Produce an exact transcription of the listing below, omitting the pictures.

## Start PROVIDED DATA

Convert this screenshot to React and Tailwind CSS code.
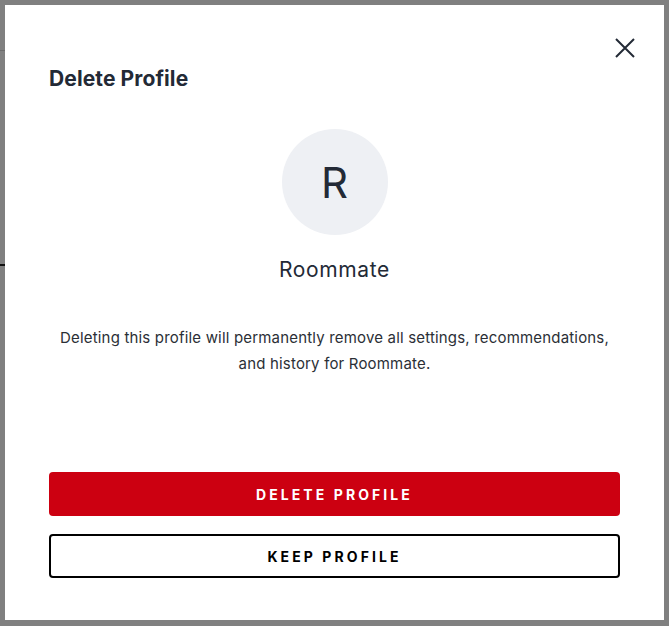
export default function App() {
  return (
    <div className="relative h-[626px] w-[669px] overflow-hidden bg-[#808080] font-['Inter',sans-serif]">
      <div className="absolute left-0 top-[50px] h-px w-[5px] bg-[#6c6c6c]" />
      <div className="absolute left-0 top-[264px] h-[2px] w-[5px] bg-[#101010]" />
      <div className="absolute left-[5px] top-[5px] flex h-[615px] w-[659px] flex-col bg-white px-[44px]">
        <button className="absolute right-[27px] top-[31px] text-[#232a36]">
          <svg width="24" height="24" viewBox="0 0 24 24" fill="none" stroke="currentColor" strokeWidth="2">
            <path d="M3 3l18 18M21 3L3 21" />
          </svg>
        </button>
        <h2 className="mt-[60px] text-[21px] font-bold leading-[28px] tracking-[0.005em] text-[#232a36]">Delete Profile</h2>
        <div className="mt-[36px] flex flex-col items-center">
          <div className="flex h-[106px] w-[106px] items-center justify-center rounded-full bg-[#eef0f4] text-[42px] text-[#232a36]">
            R
          </div>
          <div className="mt-[21px] text-[21px] leading-[28px] tracking-[0.03em] text-[#232a36]">Roommate</div>
          <p className="mt-[41px] text-center text-[15px] leading-[26px] tracking-[0.012em] text-[#2b2f36]">
            Deleting this profile will permanently remove all settings, recommendations,
            <br />
            and history for Roommate.
          </p>
        </div>
        <div className="mt-[95px] flex flex-col gap-[18px]">
          <button className="h-[44px] w-full rounded-[4px] bg-[#cc0011] text-[14px] font-bold tracking-[0.22em] text-white">
            DELETE PROFILE
          </button>
          <button className="h-[44px] w-full rounded-[4px] border-2 border-black bg-white text-[14px] font-bold tracking-[0.22em] text-black">
            KEEP PROFILE
          </button>
        </div>
      </div>
    </div>
  );
}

## End PROVIDED DATA

WORKED ANSWER:
Convert this screenshot to React and Tailwind CSS code.
export default function App() {
  return (
    <div className="relative h-[626px] w-[669px] overflow-hidden bg-[#808080] font-['Inter',sans-serif]">
      <div className="absolute left-0 top-[50px] h-px w-[5px] bg-[#6c6c6c]" />
      <div className="absolute left-0 top-[264px] h-[2px] w-[5px] bg-[#101010]" />
      <div className="absolute left-[5px] top-[5px] flex h-[615px] w-[659px] flex-col bg-white px-[44px]">
        <button className="absolute right-[27px] top-[31px] text-[#232a36]">
          <svg width="24" height="24" viewBox="0 0 24 24" fill="none" stroke="currentColor" strokeWidth="2">
            <path d="M3 3l18 18M21 3L3 21" />
          </svg>
        </button>
        <h2 className="mt-[60px] text-[21px] font-bold leading-[28px] tracking-[0.005em] text-[#232a36]">Delete Profile</h2>
        <div className="mt-[36px] flex flex-col items-center">
          <div className="flex h-[106px] w-[106px] items-center justify-center rounded-full bg-[#eef0f4] text-[42px] text-[#232a36]">
            R
          </div>
          <div className="mt-[21px] text-[21px] leading-[28px] tracking-[0.03em] text-[#232a36]">Roommate</div>
          <p className="mt-[41px] text-center text-[15px] leading-[26px] tracking-[0.012em] text-[#2b2f36]">
            Deleting this profile will permanently remove all settings, recommendations,
            <br />
            and history for Roommate.
          </p>
        </div>
        <div className="mt-[95px] flex flex-col gap-[18px]">
          <button className="h-[44px] w-full rounded-[4px] bg-[#cc0011] text-[14px] font-bold tracking-[0.22em] text-white">
            DELETE PROFILE
          </button>
          <button className="h-[44px] w-full rounded-[4px] border-2 border-black bg-white text-[14px] font-bold tracking-[0.22em] text-black">
            KEEP PROFILE
          </button>
        </div>
      </div>
    </div>
  );
}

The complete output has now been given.